Allegations of Fraud and Robo-signing
Additionally, the court evaluated the appellants' allegations of fraud concerning the assignment of the mortgage, specifically their claims of "robo-signing." Appellants argued that the assignment was invalid due to fraudulent practices, which impacted the legitimacy of Deutsche Bank's claim. The court noted that appellants provided insufficient evidence to support their fraud allegations, referencing a deposition transcript from an unrelated case that lacked proper certification. The court maintained that since the borrowers executed the mortgage, they lacked standing to contest the validity of the assignment based on claims of fraud.
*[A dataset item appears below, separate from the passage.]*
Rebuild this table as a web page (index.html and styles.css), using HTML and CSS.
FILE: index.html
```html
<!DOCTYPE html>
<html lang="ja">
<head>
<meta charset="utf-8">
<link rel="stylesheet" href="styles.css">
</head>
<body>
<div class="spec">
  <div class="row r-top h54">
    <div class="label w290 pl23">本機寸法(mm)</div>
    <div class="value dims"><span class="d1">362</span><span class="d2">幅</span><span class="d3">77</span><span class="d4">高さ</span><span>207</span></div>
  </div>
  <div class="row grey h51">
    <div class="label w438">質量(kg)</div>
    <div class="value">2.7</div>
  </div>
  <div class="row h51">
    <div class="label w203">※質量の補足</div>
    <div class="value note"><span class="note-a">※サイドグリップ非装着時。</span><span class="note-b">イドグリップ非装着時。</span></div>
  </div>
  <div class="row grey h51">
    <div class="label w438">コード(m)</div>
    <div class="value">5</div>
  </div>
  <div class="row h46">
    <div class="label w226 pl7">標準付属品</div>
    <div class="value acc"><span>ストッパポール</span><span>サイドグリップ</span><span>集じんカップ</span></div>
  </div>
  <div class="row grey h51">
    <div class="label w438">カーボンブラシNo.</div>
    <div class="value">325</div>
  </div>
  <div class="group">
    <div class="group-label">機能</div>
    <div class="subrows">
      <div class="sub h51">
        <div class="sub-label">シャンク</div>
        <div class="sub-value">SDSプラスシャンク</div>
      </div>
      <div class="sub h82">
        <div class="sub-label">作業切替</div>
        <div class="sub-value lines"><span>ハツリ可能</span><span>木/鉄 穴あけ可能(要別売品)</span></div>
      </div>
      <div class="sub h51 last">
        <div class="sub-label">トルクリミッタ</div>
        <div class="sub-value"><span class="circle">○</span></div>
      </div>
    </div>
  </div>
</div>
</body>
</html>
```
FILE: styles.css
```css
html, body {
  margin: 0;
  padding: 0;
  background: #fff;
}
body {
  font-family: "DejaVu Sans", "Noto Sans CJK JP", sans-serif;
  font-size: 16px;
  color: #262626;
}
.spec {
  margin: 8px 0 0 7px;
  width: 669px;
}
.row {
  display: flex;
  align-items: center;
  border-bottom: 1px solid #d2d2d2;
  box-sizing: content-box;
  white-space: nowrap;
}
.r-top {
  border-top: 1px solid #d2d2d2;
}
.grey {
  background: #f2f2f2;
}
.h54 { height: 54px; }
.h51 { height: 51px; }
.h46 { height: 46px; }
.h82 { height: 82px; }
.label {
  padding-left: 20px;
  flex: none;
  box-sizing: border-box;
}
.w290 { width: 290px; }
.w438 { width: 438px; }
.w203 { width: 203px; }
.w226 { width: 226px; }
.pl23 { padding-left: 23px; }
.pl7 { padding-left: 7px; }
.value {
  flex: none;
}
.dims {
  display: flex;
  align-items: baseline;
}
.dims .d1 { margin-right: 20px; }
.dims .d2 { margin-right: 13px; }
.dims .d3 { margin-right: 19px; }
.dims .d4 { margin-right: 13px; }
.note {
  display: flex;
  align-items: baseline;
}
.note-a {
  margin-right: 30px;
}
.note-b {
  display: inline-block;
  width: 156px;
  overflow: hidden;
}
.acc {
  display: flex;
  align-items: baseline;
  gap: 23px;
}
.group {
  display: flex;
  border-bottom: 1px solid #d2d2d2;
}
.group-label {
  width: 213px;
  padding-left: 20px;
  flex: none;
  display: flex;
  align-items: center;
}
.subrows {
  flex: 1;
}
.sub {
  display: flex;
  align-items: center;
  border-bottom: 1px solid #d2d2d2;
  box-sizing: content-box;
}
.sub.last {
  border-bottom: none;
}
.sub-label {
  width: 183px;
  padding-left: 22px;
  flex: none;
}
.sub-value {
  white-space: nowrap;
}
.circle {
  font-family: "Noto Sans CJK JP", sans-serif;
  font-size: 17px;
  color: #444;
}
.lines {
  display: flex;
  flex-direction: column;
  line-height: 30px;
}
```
Furthermore, the court reinforced that, under Ohio law, a mortgage follows the note, meaning that a valid assignment of the mortgage was not necessary for Deutsche Bank to proceed with foreclosure. Thus, the court upheld the trial court's ruling in favor of Deutsche Bank regarding the fraud allegations.
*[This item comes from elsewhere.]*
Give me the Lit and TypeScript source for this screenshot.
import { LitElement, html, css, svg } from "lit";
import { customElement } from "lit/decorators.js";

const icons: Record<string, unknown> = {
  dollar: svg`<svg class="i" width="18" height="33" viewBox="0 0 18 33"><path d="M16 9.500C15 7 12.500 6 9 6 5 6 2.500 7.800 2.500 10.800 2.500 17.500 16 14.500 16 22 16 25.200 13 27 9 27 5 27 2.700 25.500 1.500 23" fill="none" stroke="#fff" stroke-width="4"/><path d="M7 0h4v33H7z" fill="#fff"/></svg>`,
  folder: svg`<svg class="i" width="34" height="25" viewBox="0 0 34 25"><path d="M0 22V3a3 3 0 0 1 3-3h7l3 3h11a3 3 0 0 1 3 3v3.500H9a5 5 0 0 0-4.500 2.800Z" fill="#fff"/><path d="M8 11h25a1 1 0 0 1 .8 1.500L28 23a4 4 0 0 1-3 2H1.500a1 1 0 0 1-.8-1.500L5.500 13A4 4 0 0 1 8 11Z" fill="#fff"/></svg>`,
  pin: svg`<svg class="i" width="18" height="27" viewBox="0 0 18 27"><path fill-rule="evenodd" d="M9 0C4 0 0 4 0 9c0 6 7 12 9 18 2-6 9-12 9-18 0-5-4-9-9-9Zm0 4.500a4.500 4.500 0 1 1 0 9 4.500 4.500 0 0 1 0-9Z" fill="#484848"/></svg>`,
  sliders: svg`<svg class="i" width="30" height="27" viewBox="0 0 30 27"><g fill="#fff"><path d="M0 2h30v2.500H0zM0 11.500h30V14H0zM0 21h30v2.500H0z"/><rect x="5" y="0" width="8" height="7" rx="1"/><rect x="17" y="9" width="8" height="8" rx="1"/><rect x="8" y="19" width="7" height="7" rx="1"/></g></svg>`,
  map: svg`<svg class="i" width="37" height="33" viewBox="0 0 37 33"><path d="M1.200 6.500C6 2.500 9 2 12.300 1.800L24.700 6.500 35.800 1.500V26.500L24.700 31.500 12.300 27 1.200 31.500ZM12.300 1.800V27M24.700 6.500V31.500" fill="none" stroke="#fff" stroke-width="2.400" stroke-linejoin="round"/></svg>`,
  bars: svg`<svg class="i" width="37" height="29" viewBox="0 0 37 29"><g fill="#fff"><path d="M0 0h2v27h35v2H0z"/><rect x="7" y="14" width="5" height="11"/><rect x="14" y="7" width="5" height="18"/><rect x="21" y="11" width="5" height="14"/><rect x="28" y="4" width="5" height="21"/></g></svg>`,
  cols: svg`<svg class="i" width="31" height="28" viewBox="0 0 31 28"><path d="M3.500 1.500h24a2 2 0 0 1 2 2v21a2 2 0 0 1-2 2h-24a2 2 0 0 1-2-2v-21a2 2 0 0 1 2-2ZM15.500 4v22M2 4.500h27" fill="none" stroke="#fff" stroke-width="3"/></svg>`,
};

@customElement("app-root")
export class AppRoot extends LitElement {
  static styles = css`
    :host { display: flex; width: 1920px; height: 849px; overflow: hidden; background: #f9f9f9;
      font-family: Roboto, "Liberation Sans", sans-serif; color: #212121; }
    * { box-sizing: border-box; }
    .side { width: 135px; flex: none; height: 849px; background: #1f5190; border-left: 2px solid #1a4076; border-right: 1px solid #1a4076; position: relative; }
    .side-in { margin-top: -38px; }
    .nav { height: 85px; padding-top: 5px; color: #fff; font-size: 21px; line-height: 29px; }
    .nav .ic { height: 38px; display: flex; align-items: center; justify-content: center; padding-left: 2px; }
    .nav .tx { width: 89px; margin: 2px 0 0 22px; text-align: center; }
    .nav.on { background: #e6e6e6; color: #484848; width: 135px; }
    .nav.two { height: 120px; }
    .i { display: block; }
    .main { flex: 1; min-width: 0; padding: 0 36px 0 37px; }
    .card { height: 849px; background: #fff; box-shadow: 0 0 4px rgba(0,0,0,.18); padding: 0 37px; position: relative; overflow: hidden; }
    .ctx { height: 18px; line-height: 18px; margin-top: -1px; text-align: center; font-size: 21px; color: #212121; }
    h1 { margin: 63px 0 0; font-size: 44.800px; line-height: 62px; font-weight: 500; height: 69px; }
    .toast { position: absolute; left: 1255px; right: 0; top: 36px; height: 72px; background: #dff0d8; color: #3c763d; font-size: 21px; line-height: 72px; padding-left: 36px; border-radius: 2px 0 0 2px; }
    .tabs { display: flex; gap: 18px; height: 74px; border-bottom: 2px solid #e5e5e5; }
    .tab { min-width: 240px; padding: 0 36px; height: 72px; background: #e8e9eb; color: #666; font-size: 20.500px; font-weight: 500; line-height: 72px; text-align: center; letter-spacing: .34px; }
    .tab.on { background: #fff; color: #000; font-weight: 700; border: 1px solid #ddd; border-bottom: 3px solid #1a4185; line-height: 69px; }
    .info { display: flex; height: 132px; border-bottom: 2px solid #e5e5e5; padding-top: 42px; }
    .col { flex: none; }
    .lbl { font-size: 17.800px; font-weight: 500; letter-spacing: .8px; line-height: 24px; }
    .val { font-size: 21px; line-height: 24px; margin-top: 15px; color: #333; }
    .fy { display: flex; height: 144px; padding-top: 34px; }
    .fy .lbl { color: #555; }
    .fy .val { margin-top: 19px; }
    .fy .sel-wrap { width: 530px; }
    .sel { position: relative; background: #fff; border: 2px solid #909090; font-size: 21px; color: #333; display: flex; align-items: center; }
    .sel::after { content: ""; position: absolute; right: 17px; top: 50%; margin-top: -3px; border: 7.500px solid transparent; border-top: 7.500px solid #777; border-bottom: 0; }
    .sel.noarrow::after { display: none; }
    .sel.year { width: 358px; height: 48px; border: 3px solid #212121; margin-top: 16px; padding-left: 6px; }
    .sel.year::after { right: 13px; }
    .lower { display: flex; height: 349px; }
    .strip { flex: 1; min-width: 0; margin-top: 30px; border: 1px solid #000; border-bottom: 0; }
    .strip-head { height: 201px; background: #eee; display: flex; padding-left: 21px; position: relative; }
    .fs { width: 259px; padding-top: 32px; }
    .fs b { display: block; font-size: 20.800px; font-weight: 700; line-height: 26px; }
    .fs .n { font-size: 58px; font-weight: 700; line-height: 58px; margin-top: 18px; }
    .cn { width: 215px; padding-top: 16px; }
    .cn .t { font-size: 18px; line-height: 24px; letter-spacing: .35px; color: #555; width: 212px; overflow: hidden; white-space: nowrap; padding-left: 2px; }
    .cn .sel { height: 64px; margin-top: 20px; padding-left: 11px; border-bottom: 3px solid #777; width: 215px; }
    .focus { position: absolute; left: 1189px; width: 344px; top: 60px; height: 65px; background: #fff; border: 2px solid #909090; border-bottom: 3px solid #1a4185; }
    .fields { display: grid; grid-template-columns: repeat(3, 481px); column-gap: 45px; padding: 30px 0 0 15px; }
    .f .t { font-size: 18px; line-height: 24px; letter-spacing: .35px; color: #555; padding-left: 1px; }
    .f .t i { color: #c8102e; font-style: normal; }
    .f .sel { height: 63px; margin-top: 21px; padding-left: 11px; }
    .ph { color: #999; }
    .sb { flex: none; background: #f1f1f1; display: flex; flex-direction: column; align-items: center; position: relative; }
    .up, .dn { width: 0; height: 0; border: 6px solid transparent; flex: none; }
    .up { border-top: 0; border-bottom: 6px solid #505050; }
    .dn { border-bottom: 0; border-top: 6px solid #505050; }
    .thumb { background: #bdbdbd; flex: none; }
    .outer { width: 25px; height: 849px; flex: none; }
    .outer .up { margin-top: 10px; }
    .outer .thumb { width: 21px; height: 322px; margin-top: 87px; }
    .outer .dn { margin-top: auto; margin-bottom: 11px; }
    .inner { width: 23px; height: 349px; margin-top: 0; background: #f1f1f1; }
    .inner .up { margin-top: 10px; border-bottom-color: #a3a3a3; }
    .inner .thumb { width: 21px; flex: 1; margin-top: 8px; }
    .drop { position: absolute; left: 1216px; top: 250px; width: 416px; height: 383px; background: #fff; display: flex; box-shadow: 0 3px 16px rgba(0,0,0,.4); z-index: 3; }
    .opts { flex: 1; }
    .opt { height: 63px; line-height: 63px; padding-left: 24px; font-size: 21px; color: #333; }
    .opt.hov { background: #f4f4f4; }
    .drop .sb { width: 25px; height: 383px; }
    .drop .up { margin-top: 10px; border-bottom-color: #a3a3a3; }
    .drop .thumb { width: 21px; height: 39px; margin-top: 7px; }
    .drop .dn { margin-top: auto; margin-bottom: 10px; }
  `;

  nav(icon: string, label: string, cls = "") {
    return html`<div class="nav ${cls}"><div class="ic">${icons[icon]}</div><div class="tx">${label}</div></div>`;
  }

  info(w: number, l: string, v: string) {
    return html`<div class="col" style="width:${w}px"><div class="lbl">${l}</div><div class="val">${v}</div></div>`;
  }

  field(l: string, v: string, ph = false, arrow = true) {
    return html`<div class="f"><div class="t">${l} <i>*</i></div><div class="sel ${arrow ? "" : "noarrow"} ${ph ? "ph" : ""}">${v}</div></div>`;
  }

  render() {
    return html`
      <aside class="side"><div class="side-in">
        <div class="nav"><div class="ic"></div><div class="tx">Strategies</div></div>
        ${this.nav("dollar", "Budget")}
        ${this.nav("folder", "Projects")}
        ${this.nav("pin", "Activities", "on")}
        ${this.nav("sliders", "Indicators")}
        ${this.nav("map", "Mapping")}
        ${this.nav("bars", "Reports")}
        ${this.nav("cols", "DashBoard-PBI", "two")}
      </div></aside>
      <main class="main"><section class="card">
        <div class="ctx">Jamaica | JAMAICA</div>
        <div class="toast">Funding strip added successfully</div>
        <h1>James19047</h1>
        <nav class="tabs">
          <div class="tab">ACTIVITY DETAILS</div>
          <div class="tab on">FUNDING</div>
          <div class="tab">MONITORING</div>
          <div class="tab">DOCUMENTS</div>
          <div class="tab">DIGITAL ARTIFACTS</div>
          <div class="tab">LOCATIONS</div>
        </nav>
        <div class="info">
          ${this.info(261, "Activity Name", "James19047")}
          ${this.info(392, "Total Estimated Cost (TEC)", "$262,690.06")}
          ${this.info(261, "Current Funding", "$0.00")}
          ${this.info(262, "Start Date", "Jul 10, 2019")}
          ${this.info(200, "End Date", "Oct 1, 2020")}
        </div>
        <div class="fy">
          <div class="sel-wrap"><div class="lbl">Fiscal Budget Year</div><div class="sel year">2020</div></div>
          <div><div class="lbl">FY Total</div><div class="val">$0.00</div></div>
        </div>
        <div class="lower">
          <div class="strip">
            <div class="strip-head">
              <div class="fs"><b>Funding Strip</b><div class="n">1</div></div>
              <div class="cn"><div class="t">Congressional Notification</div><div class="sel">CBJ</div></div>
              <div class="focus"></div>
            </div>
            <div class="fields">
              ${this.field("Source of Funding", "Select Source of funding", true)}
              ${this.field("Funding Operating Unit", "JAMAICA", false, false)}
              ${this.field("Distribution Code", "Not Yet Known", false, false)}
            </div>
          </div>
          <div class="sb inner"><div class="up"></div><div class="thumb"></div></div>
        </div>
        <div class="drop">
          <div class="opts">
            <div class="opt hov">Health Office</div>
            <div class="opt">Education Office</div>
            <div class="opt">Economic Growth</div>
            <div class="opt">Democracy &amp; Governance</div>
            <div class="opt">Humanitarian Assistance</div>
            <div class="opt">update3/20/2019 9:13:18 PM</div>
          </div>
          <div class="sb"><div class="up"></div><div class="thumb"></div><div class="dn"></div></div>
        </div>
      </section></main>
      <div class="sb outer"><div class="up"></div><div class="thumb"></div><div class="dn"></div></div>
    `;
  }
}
Summary Judgment Standards and Conclusion
In concluding its analysis, the court reiterated the standards for granting summary judgment, highlighting that a party seeking summary judgment must demonstrate that no genuine issues of material fact exist. The court found that Deutsche Bank met its burden by providing evidentiary materials, including affidavits and documentation, which established its right to enforce the note and mortgage. In response, the appellants failed to present sufficient evidence to create a triable issue of fact. The court emphasized that mere allegations or self-serving statements in affidavits were inadequate to counter Deutsche Bank's evidence. Consequently, the court affirmed the trial court's decision to grant summary judgment in favor of Deutsche Bank and the law firm, MDK, on all claims and cross-claims brought by the appellants.